*What you have to do:*
Reproduce the listing exactly and skip over any pictures.

*Provided entries:*

══════

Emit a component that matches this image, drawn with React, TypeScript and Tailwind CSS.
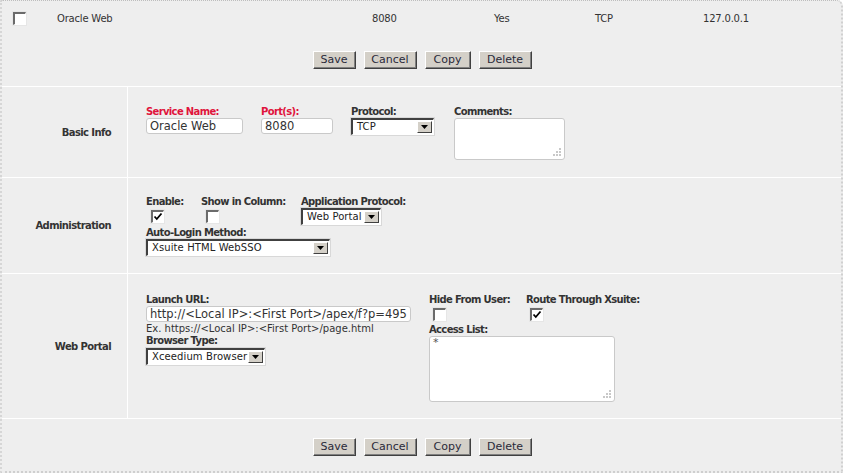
import React from "react";

const font = { fontFamily: "'DejaVu Sans', Verdana, sans-serif" };

function Check({ checked = false }: { checked?: boolean }) {
  return (
    <span className="relative inline-block w-[13px] h-[13px] bg-white border-t-2 border-l-2 border-t-[#6b6b6b] border-l-[#6b6b6b] border-b border-r border-b-white border-r-white box-border shadow-[0_0_0_1px_#e6e6e6]">
      {checked && (
        <svg className="absolute left-[0px] top-[0px]" width="10" height="10" viewBox="0 0 10 10">
          <path d="M1.5 4.5 L3.8 7 L8.5 1.5" stroke="#000" strokeWidth="1.8" fill="none" />
        </svg>
      )}
    </span>
  );
}

function Select({ value, width }: { value: string; width: string }) {
  return (
    <div
      className={`${width} h-[17px] flex items-stretch bg-white border-t-2 border-l-2 border-t-[#404040] border-l-[#404040] border-b border-r border-b-white border-r-white box-border shadow-[0_0_0_1px_#d8d8d8]`}
    >
      <div className="flex-1 text-[10px] leading-[14px] text-[#222] pl-[4px] overflow-hidden whitespace-nowrap tracking-[0.1px]">{value}</div>
      <div className="w-[15px] my-[1px] mr-[1px] bg-[#d4d0c8] border-t border-l border-t-white border-l-white border-b border-r border-b-[#404040] border-r-[#404040] flex items-center justify-center">
        <svg width="7" height="4" viewBox="0 0 7 4">
          <path d="M0 0 H7 L3.5 4 Z" fill="#000" />
        </svg>
      </div>
    </div>
  );
}

function Input({ value, width }: { value: string; width: string }) {
  return (
    <div className={`${width} h-[16px] bg-white border border-[#c9c9c9] rounded-[3px] text-[11.5px] leading-[14px] text-[#333] pl-[3px] overflow-hidden whitespace-nowrap`}>
      {value}
    </div>
  );
}

function TextArea({ width, height, value = "" }: { width: string; height: string; value?: string }) {
  return (
    <div className={`${width} ${height} relative bg-white border border-[#c9c9c9] rounded-[3px] text-[11px] leading-[12px] text-[#555] pl-[3px]`}>
      {value}
      <svg className="absolute right-[2px] bottom-[2px]" width="9" height="9" viewBox="0 0 9 9">
        <rect x="6" y="0" width="2" height="2" fill="#c8c8c8" />
        <rect x="6" y="3" width="2" height="2" fill="#c8c8c8" />
        <rect x="3" y="3" width="2" height="2" fill="#c8c8c8" />
        <rect x="6" y="6" width="2" height="2" fill="#c8c8c8" />
        <rect x="3" y="6" width="2" height="2" fill="#c8c8c8" />
        <rect x="0" y="6" width="2" height="2" fill="#c8c8c8" />
      </svg>
    </div>
  );
}

function Btn({ label, width }: { label: string; width: string }) {
  return (
    <div
      className={`${width} h-[18px] bg-[#d4d0c8] border-t border-l border-t-white border-l-white border-b border-r border-b-[#404040] border-r-[#404040] shadow-[inset_-1px_-1px_0_#808080] flex items-center justify-center text-[11px] leading-[14px] text-[#2a2a3a]`}
    >
      {label}
    </div>
  );
}

function Buttons() {
  return (
    <div className="flex justify-center gap-[8px] pl-[1px]">
      <Btn label="Save" width="w-[43px]" />
      <Btn label="Cancel" width="w-[53px]" />
      <Btn label="Copy" width="w-[46px]" />
      <Btn label="Delete" width="w-[53px]" />
    </div>
  );
}

function Label({ children, red = false }: { children: React.ReactNode; red?: boolean }) {
  return (
    <div className={`text-[10px] leading-[12px] font-bold tracking-[-0.65px] whitespace-nowrap ${red ? "text-[#e0143c]" : "text-[#333]"}`}>
      {children}
    </div>
  );
}

function Section({ title, height, children }: { title: string; height: string; children: React.ReactNode }) {
  return (
    <div className={`flex ${height} border-t border-white`}>
      <div className="w-[126px] border-r border-white flex items-center justify-end pr-[16px]">
        <span className="text-[10px] font-bold tracking-[-0.6px] text-[#333]">{title}</span>
      </div>
      <div className="flex-1 pl-[18px]">{children}</div>
    </div>
  );
}

export default function App() {
  return (
    <div style={font} className="w-[845px] h-[474px] bg-white">
      <div className="w-[843px] h-[473px] bg-[#eeeeee] border-t border-dotted border-t-[#bdbdbd] border-l-2 border-r-2 border-b-2 border-l-[#d6d6d6] border-r-[#d0d0d0] border-b-[#cfcfcf] rounded-tr-[6px] box-border flex flex-col">
        {/* header row */}
        <div className="h-[35px] flex items-center text-[10px] text-[#333] tracking-[-0.2px]">
          <div className="w-[55px] pl-[11px] flex items-center">
            <Check />
          </div>
          <div className="w-[315px]">Oracle Web</div>
          <div className="w-[122px]">8080</div>
          <div className="w-[101px]">Yes</div>
          <div className="w-[108px]">TCP</div>
          <div>127.0.0.1</div>
        </div>
        {/* top buttons */}
        <div className="h-[50px] pt-[15px]">
          <Buttons />
        </div>

        <Section title="Basic Info" height="h-[91px]">
          <div className="pt-[19px] flex">
            <div className="w-[115px]">
              <Label red>Service Name:</Label>
              <Input value="Oracle Web" width="w-[97px]" />
            </div>
            <div className="w-[90px]">
              <Label red>Port(s):</Label>
              <Input value="8080" width="w-[72px]" />
            </div>
            <div className="w-[103px]">
              <Label>Protocol:</Label>
              <Select value="TCP" width="w-[83px]" />
            </div>
            <div>
              <Label>Comments:</Label>
              <TextArea width="w-[111px]" height="h-[42px]" />
            </div>
          </div>
        </Section>

        <Section title="Administration" height="h-[96px]">
          <div className="pt-[18px]">
            <div className="flex">
              <div className="w-[55px]">
                <Label>Enable:</Label>
                <div className="pl-[5px] pt-[2px] leading-none flex">
                  <Check checked />
                </div>
              </div>
              <div className="w-[100px]">
                <Label>Show in Column:</Label>
                <div className="pl-[5px] pt-[2px] leading-none flex">
                  <Check />
                </div>
              </div>
              <div>
                <Label>Application Protocol:</Label>
                <Select value="Web Portal" width="w-[80px]" />
              </div>
            </div>
            <div className="pt-[2px]">
              <Label>Auto-Login Method:</Label>
              <Select value="Xsuite HTML WebSSO" width="w-[184px]" />
            </div>
          </div>
        </Section>

        <Section title="Web Portal" height="h-[145px]">
          <div className="pt-[20px] flex">
            <div className="w-[283px]">
              <Label>Launch URL:</Label>
              <Input value="http://<Local IP>:<First Port>/apex/f?p=495" width="w-[265px]" />
              <div className="text-[10px] leading-[12px] text-[#333] mt-[1px] whitespace-nowrap">
                Ex. https://&lt;Local IP&gt;:&lt;First Port&gt;/page.html
              </div>
              <Label>Browser Type:</Label>
              <div className="pt-[1px]">
                <Select value="Xceedium Browser" width="w-[119px]" />
              </div>
            </div>
            <div>
              <div className="flex">
                <div className="w-[97px]">
                  <Label>Hide From User:</Label>
                  <div className="pl-[4px] pt-[2px] leading-none flex">
                    <Check />
                  </div>
                </div>
                <div>
                  <Label>Route Through Xsuite:</Label>
                  <div className="pl-[4px] pt-[2px] leading-none flex">
                    <Check checked />
                  </div>
                </div>
              </div>
              <div className="pt-[3px]">
                <Label>Access List:</Label>
                <TextArea width="w-[186px]" height="h-[66px]" value="*" />
              </div>
            </div>
          </div>
        </Section>

        <div className="flex-1 border-t border-white pt-[19px]">
          <Buttons />
        </div>
      </div>
    </div>
  );
}
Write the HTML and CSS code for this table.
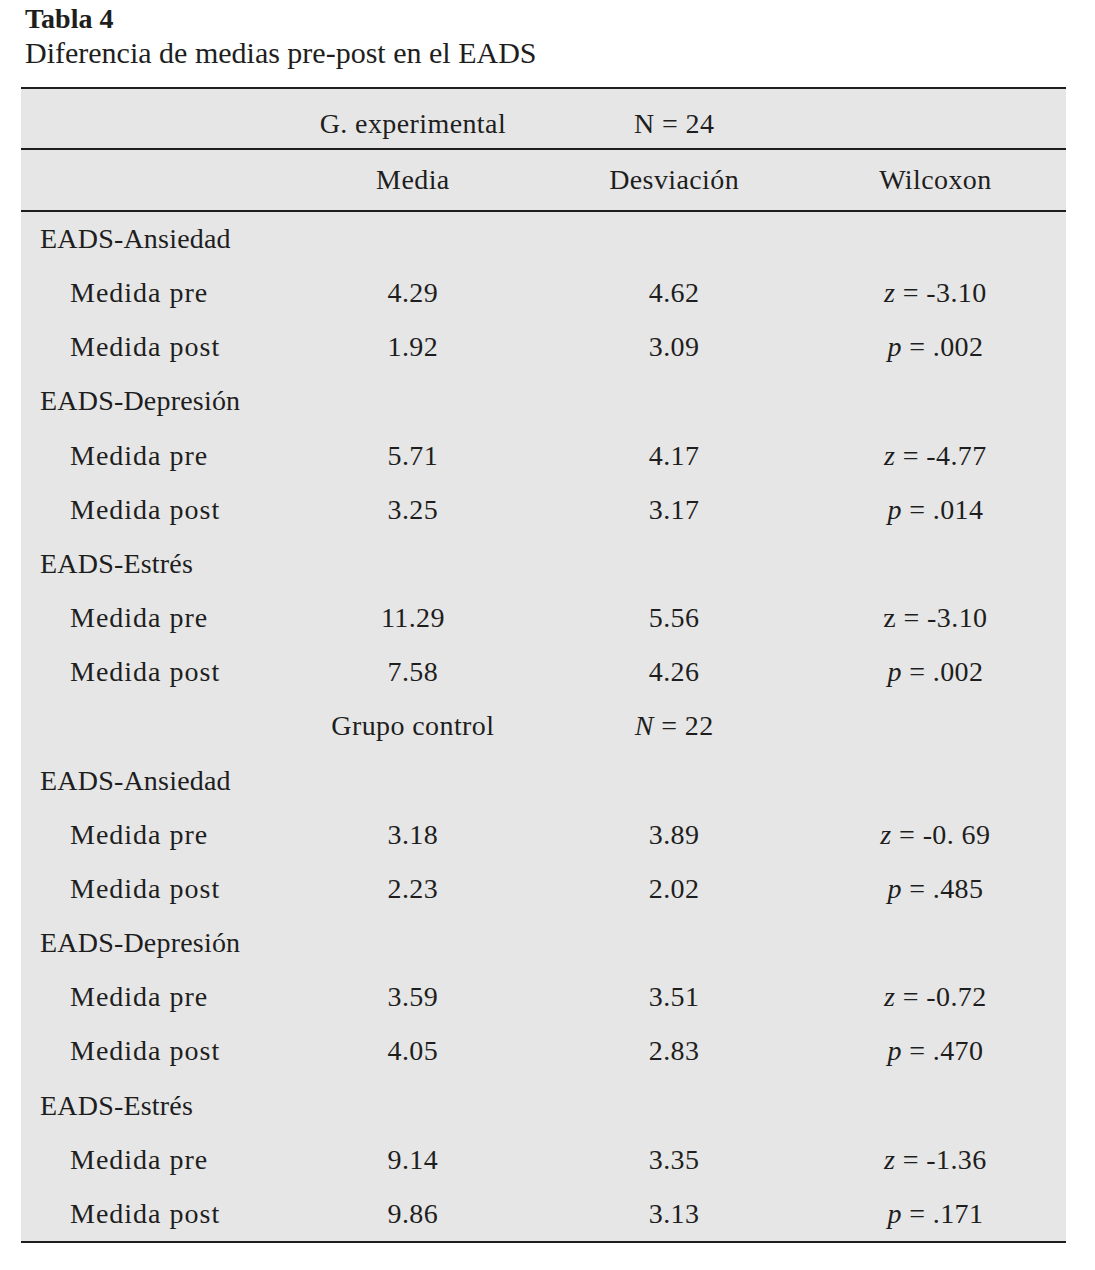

══════

*Output for this exercise:*
Emit a component that matches this image, drawn with React, TypeScript and Tailwind CSS.
import React from "react";

const font = { fontFamily: "'DejaVu Sans', Verdana, sans-serif" };

function Check({ checked = false }: { checked?: boolean }) {
  return (
    <span className="relative inline-block w-[13px] h-[13px] bg-white border-t-2 border-l-2 border-t-[#6b6b6b] border-l-[#6b6b6b] border-b border-r border-b-white border-r-white box-border shadow-[0_0_0_1px_#e6e6e6]">
      {checked && (
        <svg className="absolute left-[0px] top-[0px]" width="10" height="10" viewBox="0 0 10 10">
          <path d="M1.5 4.5 L3.8 7 L8.5 1.5" stroke="#000" strokeWidth="1.8" fill="none" />
        </svg>
      )}
    </span>
  );
}

function Select({ value, width }: { value: string; width: string }) {
  return (
    <div
      className={`${width} h-[17px] flex items-stretch bg-white border-t-2 border-l-2 border-t-[#404040] border-l-[#404040] border-b border-r border-b-white border-r-white box-border shadow-[0_0_0_1px_#d8d8d8]`}
    >
      <div className="flex-1 text-[10px] leading-[14px] text-[#222] pl-[4px] overflow-hidden whitespace-nowrap tracking-[0.1px]">{value}</div>
      <div className="w-[15px] my-[1px] mr-[1px] bg-[#d4d0c8] border-t border-l border-t-white border-l-white border-b border-r border-b-[#404040] border-r-[#404040] flex items-center justify-center">
        <svg width="7" height="4" viewBox="0 0 7 4">
          <path d="M0 0 H7 L3.5 4 Z" fill="#000" />
        </svg>
      </div>
    </div>
  );
}

function Input({ value, width }: { value: string; width: string }) {
  return (
    <div className={`${width} h-[16px] bg-white border border-[#c9c9c9] rounded-[3px] text-[11.5px] leading-[14px] text-[#333] pl-[3px] overflow-hidden whitespace-nowrap`}>
      {value}
    </div>
  );
}

function TextArea({ width, height, value = "" }: { width: string; height: string; value?: string }) {
  return (
    <div className={`${width} ${height} relative bg-white border border-[#c9c9c9] rounded-[3px] text-[11px] leading-[12px] text-[#555] pl-[3px]`}>
      {value}
      <svg className="absolute right-[2px] bottom-[2px]" width="9" height="9" viewBox="0 0 9 9">
        <rect x="6" y="0" width="2" height="2" fill="#c8c8c8" />
        <rect x="6" y="3" width="2" height="2" fill="#c8c8c8" />
        <rect x="3" y="3" width="2" height="2" fill="#c8c8c8" />
        <rect x="6" y="6" width="2" height="2" fill="#c8c8c8" />
        <rect x="3" y="6" width="2" height="2" fill="#c8c8c8" />
        <rect x="0" y="6" width="2" height="2" fill="#c8c8c8" />
      </svg>
    </div>
  );
}

function Btn({ label, width }: { label: string; width: string }) {
  return (
    <div
      className={`${width} h-[18px] bg-[#d4d0c8] border-t border-l border-t-white border-l-white border-b border-r border-b-[#404040] border-r-[#404040] shadow-[inset_-1px_-1px_0_#808080] flex items-center justify-center text-[11px] leading-[14px] text-[#2a2a3a]`}
    >
      {label}
    </div>
  );
}

function Buttons() {
  return (
    <div className="flex justify-center gap-[8px] pl-[1px]">
      <Btn label="Save" width="w-[43px]" />
      <Btn label="Cancel" width="w-[53px]" />
      <Btn label="Copy" width="w-[46px]" />
      <Btn label="Delete" width="w-[53px]" />
    </div>
  );
}

function Label({ children, red = false }: { children: React.ReactNode; red?: boolean }) {
  return (
    <div className={`text-[10px] leading-[12px] font-bold tracking-[-0.65px] whitespace-nowrap ${red ? "text-[#e0143c]" : "text-[#333]"}`}>
      {children}
    </div>
  );
}

function Section({ title, height, children }: { title: string; height: string; children: React.ReactNode }) {
  return (
    <div className={`flex ${height} border-t border-white`}>
      <div className="w-[126px] border-r border-white flex items-center justify-end pr-[16px]">
        <span className="text-[10px] font-bold tracking-[-0.6px] text-[#333]">{title}</span>
      </div>
      <div className="flex-1 pl-[18px]">{children}</div>
    </div>
  );
}

export default function App() {
  return (
    <div style={font} className="w-[845px] h-[474px] bg-white">
      <div className="w-[843px] h-[473px] bg-[#eeeeee] border-t border-dotted border-t-[#bdbdbd] border-l-2 border-r-2 border-b-2 border-l-[#d6d6d6] border-r-[#d0d0d0] border-b-[#cfcfcf] rounded-tr-[6px] box-border flex flex-col">
        {/* header row */}
        <div className="h-[35px] flex items-center text-[10px] text-[#333] tracking-[-0.2px]">
          <div className="w-[55px] pl-[11px] flex items-center">
            <Check />
          </div>
          <div className="w-[315px]">Oracle Web</div>
          <div className="w-[122px]">8080</div>
          <div className="w-[101px]">Yes</div>
          <div className="w-[108px]">TCP</div>
          <div>127.0.0.1</div>
        </div>
        {/* top buttons */}
        <div className="h-[50px] pt-[15px]">
          <Buttons />
        </div>

        <Section title="Basic Info" height="h-[91px]">
          <div className="pt-[19px] flex">
            <div className="w-[115px]">
              <Label red>Service Name:</Label>
              <Input value="Oracle Web" width="w-[97px]" />
            </div>
            <div className="w-[90px]">
              <Label red>Port(s):</Label>
              <Input value="8080" width="w-[72px]" />
            </div>
            <div className="w-[103px]">
              <Label>Protocol:</Label>
              <Select value="TCP" width="w-[83px]" />
            </div>
            <div>
              <Label>Comments:</Label>
              <TextArea width="w-[111px]" height="h-[42px]" />
            </div>
          </div>
        </Section>

        <Section title="Administration" height="h-[96px]">
          <div className="pt-[18px]">
            <div className="flex">
              <div className="w-[55px]">
                <Label>Enable:</Label>
                <div className="pl-[5px] pt-[2px] leading-none flex">
                  <Check checked />
                </div>
              </div>
              <div className="w-[100px]">
                <Label>Show in Column:</Label>
                <div className="pl-[5px] pt-[2px] leading-none flex">
                  <Check />
                </div>
              </div>
              <div>
                <Label>Application Protocol:</Label>
                <Select value="Web Portal" width="w-[80px]" />
              </div>
            </div>
            <div className="pt-[2px]">
              <Label>Auto-Login Method:</Label>
              <Select value="Xsuite HTML WebSSO" width="w-[184px]" />
            </div>
          </div>
        </Section>

        <Section title="Web Portal" height="h-[145px]">
          <div className="pt-[20px] flex">
            <div className="w-[283px]">
              <Label>Launch URL:</Label>
              <Input value="http://<Local IP>:<First Port>/apex/f?p=495" width="w-[265px]" />
              <div className="text-[10px] leading-[12px] text-[#333] mt-[1px] whitespace-nowrap">
                Ex. https://&lt;Local IP&gt;:&lt;First Port&gt;/page.html
              </div>
              <Label>Browser Type:</Label>
              <div className="pt-[1px]">
                <Select value="Xceedium Browser" width="w-[119px]" />
              </div>
            </div>
            <div>
              <div className="flex">
                <div className="w-[97px]">
                  <Label>Hide From User:</Label>
                  <div className="pl-[4px] pt-[2px] leading-none flex">
                    <Check />
                  </div>
                </div>
                <div>
                  <Label>Route Through Xsuite:</Label>
                  <div className="pl-[4px] pt-[2px] leading-none flex">
                    <Check checked />
                  </div>
                </div>
              </div>
              <div className="pt-[3px]">
                <Label>Access List:</Label>
                <TextArea width="w-[186px]" height="h-[66px]" value="*" />
              </div>
            </div>
          </div>
        </Section>

        <div className="flex-1 border-t border-white pt-[19px]">
          <Buttons />
        </div>
      </div>
    </div>
  );
}
Write the HTML and CSS code for this table.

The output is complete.